For the listing below, give the count of lines containing "components", and no other text.

### Information shown
** BEGIN **

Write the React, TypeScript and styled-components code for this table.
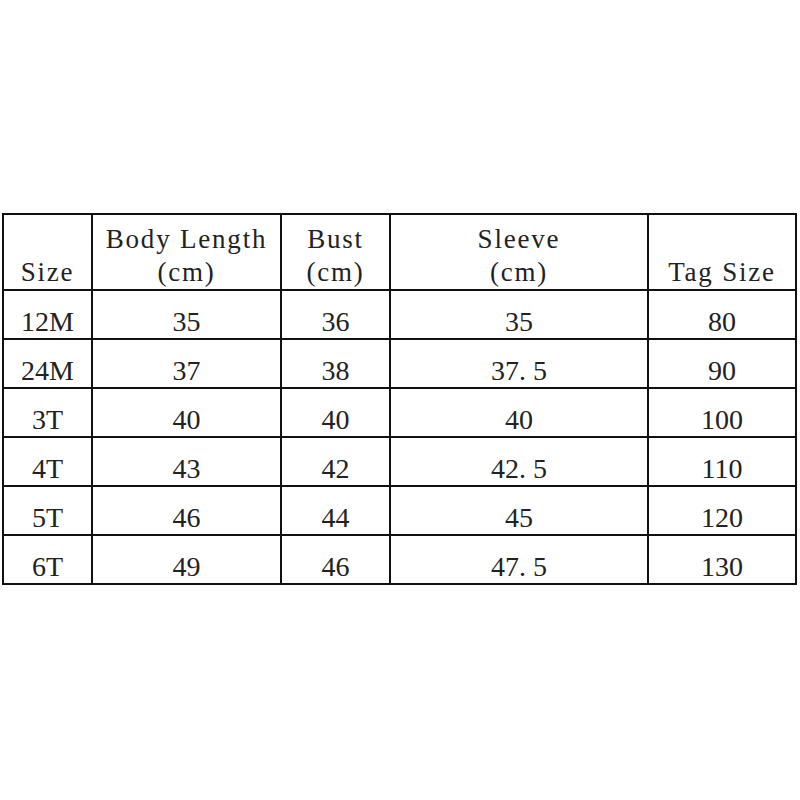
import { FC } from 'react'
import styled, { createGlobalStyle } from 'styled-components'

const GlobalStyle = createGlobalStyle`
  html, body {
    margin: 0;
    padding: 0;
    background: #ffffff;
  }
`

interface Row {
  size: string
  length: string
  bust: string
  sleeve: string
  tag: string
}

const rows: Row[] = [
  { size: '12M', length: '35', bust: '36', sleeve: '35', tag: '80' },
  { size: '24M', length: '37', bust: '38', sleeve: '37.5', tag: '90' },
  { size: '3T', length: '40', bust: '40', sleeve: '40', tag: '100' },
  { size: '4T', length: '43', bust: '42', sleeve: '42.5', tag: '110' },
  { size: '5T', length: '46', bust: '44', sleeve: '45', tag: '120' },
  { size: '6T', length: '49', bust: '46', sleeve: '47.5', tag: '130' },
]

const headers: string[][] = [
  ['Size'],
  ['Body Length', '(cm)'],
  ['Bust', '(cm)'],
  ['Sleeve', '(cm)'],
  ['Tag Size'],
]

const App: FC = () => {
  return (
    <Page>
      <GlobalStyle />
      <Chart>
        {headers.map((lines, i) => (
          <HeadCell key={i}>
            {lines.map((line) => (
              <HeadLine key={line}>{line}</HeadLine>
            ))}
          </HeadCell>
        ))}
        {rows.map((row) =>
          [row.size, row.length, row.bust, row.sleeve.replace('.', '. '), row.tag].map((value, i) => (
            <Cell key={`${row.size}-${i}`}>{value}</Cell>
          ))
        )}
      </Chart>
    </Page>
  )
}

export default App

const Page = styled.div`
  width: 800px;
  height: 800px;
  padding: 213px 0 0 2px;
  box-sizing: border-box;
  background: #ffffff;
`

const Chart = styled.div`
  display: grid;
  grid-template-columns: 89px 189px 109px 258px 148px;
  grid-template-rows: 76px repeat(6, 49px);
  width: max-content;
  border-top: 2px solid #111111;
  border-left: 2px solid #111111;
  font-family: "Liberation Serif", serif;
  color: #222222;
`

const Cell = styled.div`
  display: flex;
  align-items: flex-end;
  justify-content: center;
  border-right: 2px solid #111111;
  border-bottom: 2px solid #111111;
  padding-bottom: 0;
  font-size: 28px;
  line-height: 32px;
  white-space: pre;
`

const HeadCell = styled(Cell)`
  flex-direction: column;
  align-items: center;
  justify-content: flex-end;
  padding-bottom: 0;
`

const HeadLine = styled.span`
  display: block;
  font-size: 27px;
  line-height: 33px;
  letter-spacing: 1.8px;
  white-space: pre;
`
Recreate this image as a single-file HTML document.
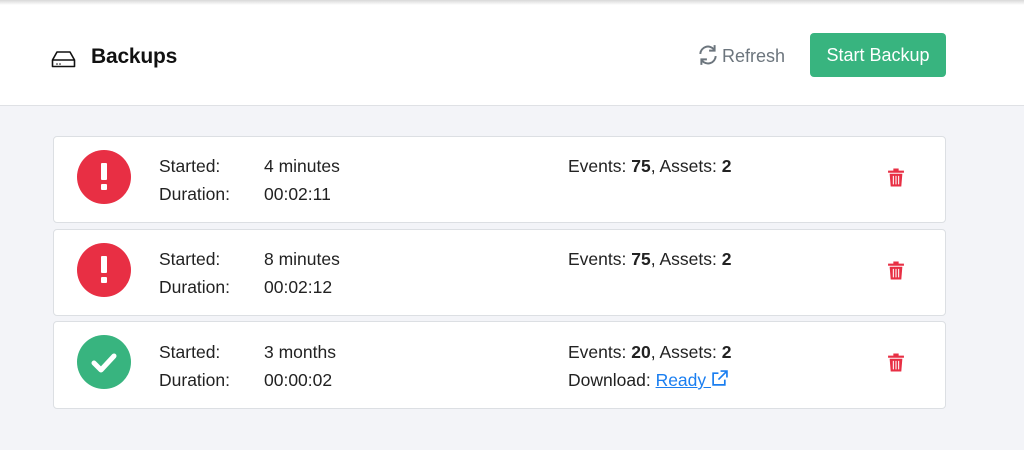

** END **

### Output of the task
2